The ready availability of such data will enable businesses to make strategic investment decisions, such as where to locate a data center or how to invest marketing resources to attain the optimal yield.
“We will be able,” Rothschild says, “to gather so much detail from repeated users—and the quantity of users we can reach—that decision-makers will come to cherish the nearly infinite number of data points that can be efficiently generated to answer the exact questions the question-maker has, not the expedient question or the historical norm.”
One caveat, though: The market intelligence derived from the nonprobability polling data must prove accurate.
“That is what this research is all about,” he adds, “reaching that point where the quick, relevant, and cost-effective market intelligence is as accurate as what it supplants. At that point, the demise of standard polling becomes irrelevant, because it will become strictly dominated by nonprobability data collection and analytical techniques.”

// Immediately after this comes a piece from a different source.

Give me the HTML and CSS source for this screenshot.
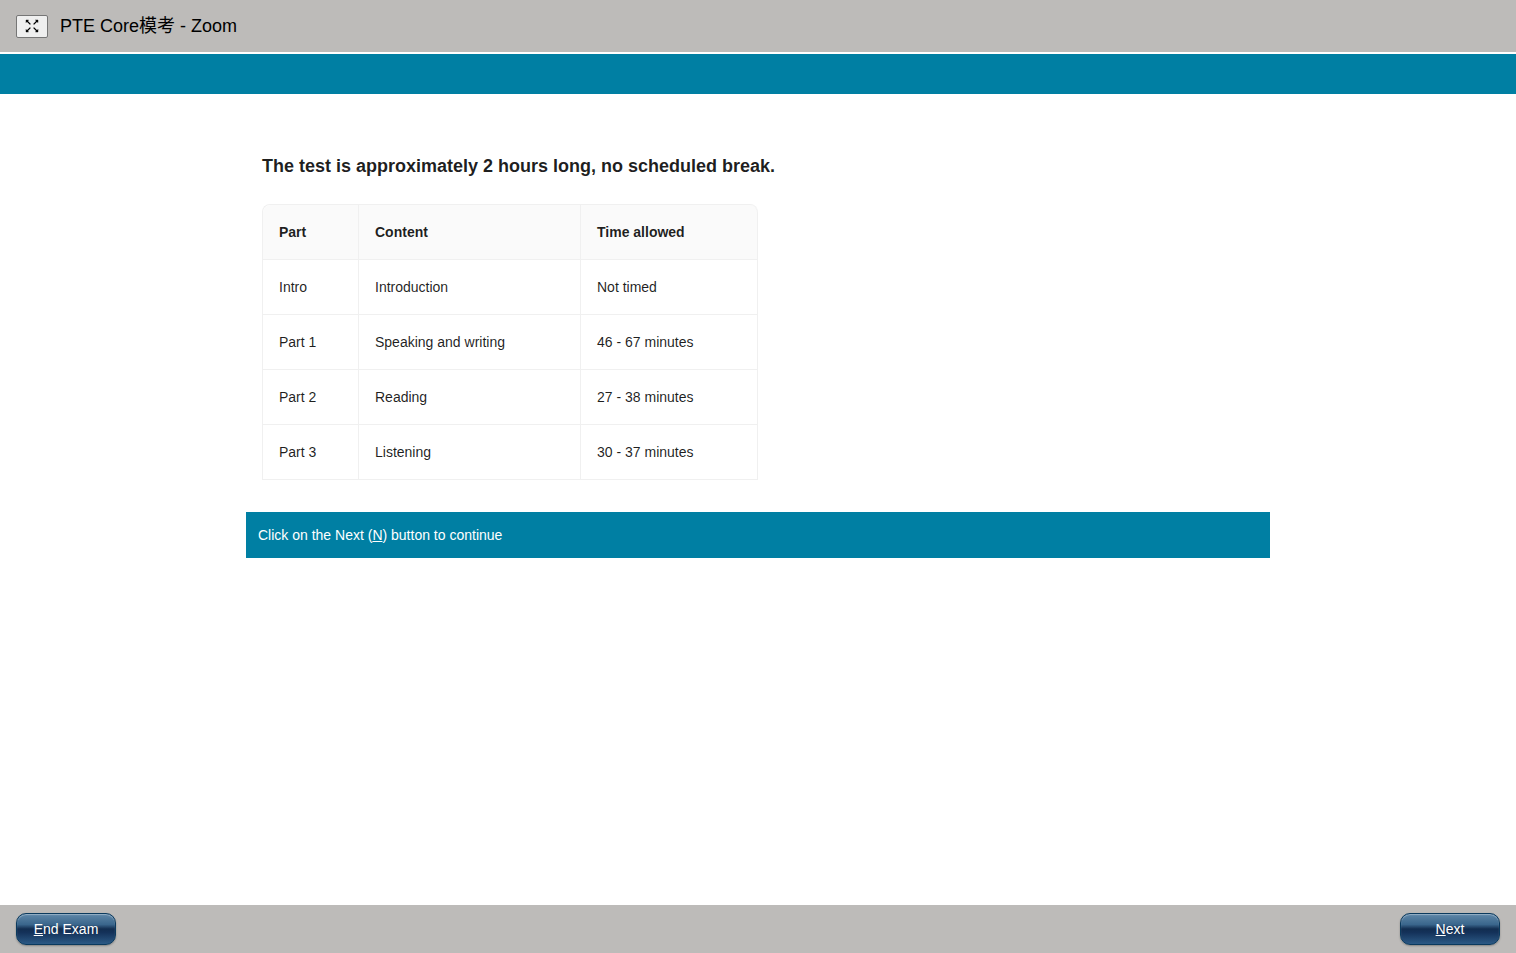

The new Microsoft Prediction Lab website draws on the expertise of researchers in Microsoft’s New York City, Redmond, and India labs. Key contributors include noted computer scientists Miro Dudík and David Pennock, as well as a research team led by Harry Shum, Microsoft executive vice president of Technology and Research, and the office of Microsoft’s chief economist, Preston McAfee.
“It has been,” Rothschild confirms, “an incredibly collaborative effort.”
“Most researchers get the opportunity to explore a much more narrow set of questions and a much more narrow set of data,” he says. “But through collaboration with an awesome set of researchers, this really allows me to explore things that are so buried. And that’s really the most exciting thing about this. It’s not any individual outcome—it’s the massive amount of questions that we’ll be able to answer in the near future.”